Impact of inlet fluctuations on the stratification of a sensible thermal energy storage

Hot water thermal energy storage systems are an established standard with a wide range of applications, from industrial processes to district heating. They are commonly paired with solar thermal plants, a combination that is prevalent due to their efficiency. However, this pairing is often affected by intermittency and fluctuations in output thermal power and delivered temperature. In this study, a two-dimensional finite element model is employed to evaluate the impact of these fluctuations, which are modelled using periodic functions to examine their effects on the system's ability to establish or maintain thermal stratification. Both the amplitude and frequency of temperature oscillations are analysed, along with the co-dependent impact of inlet velocity fluctuations.

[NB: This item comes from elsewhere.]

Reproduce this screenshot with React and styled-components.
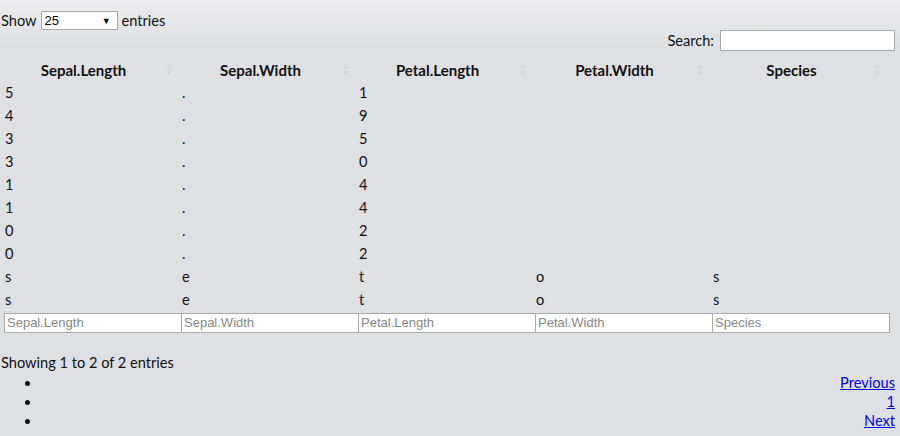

Results demonstrate that temperature fluctuations at the tank inlet significantly degrade stratification, with small variations (2.5 degrees C) increasing the MIX number by 102 % and larger fluctuations causing up to a 312 % increase compared to the storage's initial state. These effects are independent of mean inlet temperature and velocity variations. A correlation between MIX number and temperature fluctuation amplitude is provided. The findings offer practical insights for enhancing TES performance, particularly through advanced control strategies like Model Predictive Control to mitigate stratification degradation under dynamic operating conditions.